__Problem details__:
Copy every line of the data in which the word "this" occurs.

[Entries with page source code]
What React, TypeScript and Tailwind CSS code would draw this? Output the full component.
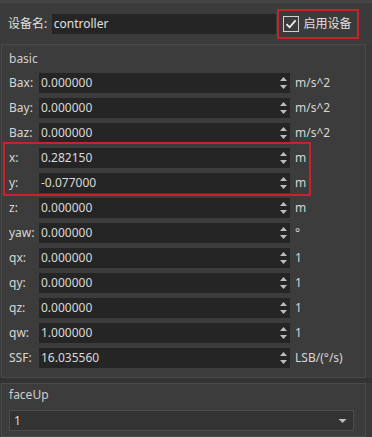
import React from "react";

const font = {
  fontFamily: '"Noto Sans", "Noto Sans CJK SC", sans-serif',
};

type Row = { label: string; value: string; unit: string };

const rows: Row[] = [
  { label: "Bax:", value: "0.000000", unit: "m/s^2" },
  { label: "Bay:", value: "0.000000", unit: "m/s^2" },
  { label: "Baz:", value: "0.000000", unit: "m/s^2" },
  { label: "x:", value: "0.282150", unit: "m" },
  { label: "y:", value: "-0.077000", unit: "m" },
  { label: "z:", value: "0.000000", unit: "m" },
  { label: "yaw:", value: "0.000000", unit: "°" },
  { label: "qx:", value: "0.000000", unit: "1" },
  { label: "qy:", value: "0.000000", unit: "1" },
  { label: "qz:", value: "0.000000", unit: "1" },
  { label: "qw:", value: "1.000000", unit: "1" },
  { label: "SSF:", value: "16.035560", unit: "LSB/(°/s)" },
];

function Spin() {
  return (
    <svg width="9" height="18" viewBox="0 0 9 18" className="shrink-0">
      <path d="M1 7 L4.5 3 L8 7 Z" fill="#bdbdbd" />
      <path d="M1 11 L4.5 15 L8 11 Z" fill="#bdbdbd" />
    </svg>
  );
}

function FieldRow({ r }: { r: Row }) {
  return (
    <div className="flex items-center h-[20px]">
      <div className="w-[30px] text-[12px] text-[#d6d6d6] leading-none">{r.label}</div>
      <div className="w-[251px] h-[20px] bg-[#252525] flex items-center pl-[2px] pr-[2px]">
        <span className="flex-1 text-[12px] text-[#dadada] leading-none">{r.value}</span>
        <Spin />
      </div>
      <div className="pl-[5px] text-[12px] text-[#d6d6d6] leading-none">{r.unit}</div>
    </div>
  );
}

export default function App() {
  return (
    <div style={font} className="w-[372px] h-[437px] bg-[#393939] overflow-hidden flex flex-col">
      {/* header */}
      <div className="h-[44px] bg-[#3b3b3b] border-t-[3px] border-[#444444] flex items-center pl-[8px] pr-[13px] relative">
        <span className="text-[12px] text-[#e0e0e0] w-[44px]">设备名:</span>
        <div className="w-[226px] h-[20px] bg-[#252525] flex items-center pl-[2px]">
          <span className="text-[12px] text-[#e0e0e0]">controller</span>
        </div>
        <div className="ml-[1px] h-[30px] w-[82px] border-2 border-[#c8222a] flex items-center pl-[4px] gap-[4px]">
          <div className="w-[16px] h-[16px] border border-[#d0d0d0] flex items-center justify-center">
            <svg width="12" height="12" viewBox="0 0 12 12">
              <path d="M1.5 6.2 L4.6 9.3 L10.6 2.4" stroke="#f0f0f0" strokeWidth="1.8" fill="none" />
            </svg>
          </div>
          <span className="text-[12px] text-[#e0e0e0]">启用设备</span>
        </div>
      </div>
      {/* basic group */}
      <div className="h-[334px] mx-[1px] mr-[6px] border border-[#4a4a4a] bg-[#3c3c3c] flex flex-col">
        <div className="h-[26px] flex items-center pl-[7px] text-[12px] text-[#cfcfcf] pt-[2px]">basic</div>
        <div className="relative flex flex-col gap-[5px] pl-[7px] pt-[2px]">
          {rows.map((r) => (
            <FieldRow key={r.label} r={r} />
          ))}
          <div className="absolute left-[1px] top-[71px] w-[308px] h-[54px] border-2 border-[#c8222a]" />
        </div>
      </div>
      <div className="h-[5px] bg-[#333333]" />
      {/* faceUp group */}
      <div className="flex-1 mx-[1px] mr-[6px] border border-[#4a4a4a] bg-[#3c3c3c] flex flex-col">
        <div className="h-[20px] flex items-center pl-[7px] text-[12px] text-[#cfcfcf] pt-[2px]">faceUp</div>
        <div className="pl-[7px] pr-[11px] pt-[6px]">
          <div className="h-[21px] bg-[#333333] border border-[#4c4c4c] flex items-center pl-[4px] pr-[6px]">
            <span className="flex-1 text-[12px] text-[#dadada]">1</span>
            <svg width="9" height="6" viewBox="0 0 9 6">
              <path d="M0.5 1 L8.5 1 L4.5 5 Z" fill="#bdbdbd" />
            </svg>
          </div>
        </div>
      </div>
    </div>
  );
}
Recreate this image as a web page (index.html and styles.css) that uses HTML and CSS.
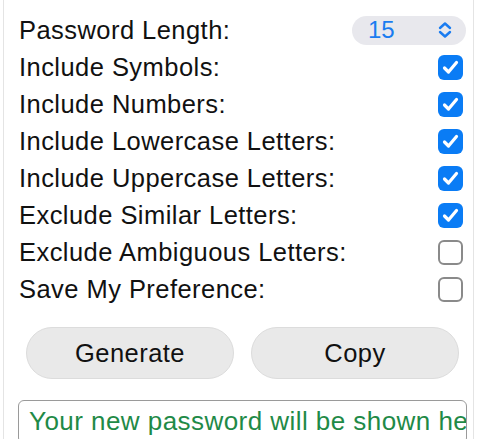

__Exercise result__:
What React, TypeScript and Tailwind CSS code would draw this? Output the full component.
Recreate this image as a web page (index.html and styles.css) that uses HTML and CSS.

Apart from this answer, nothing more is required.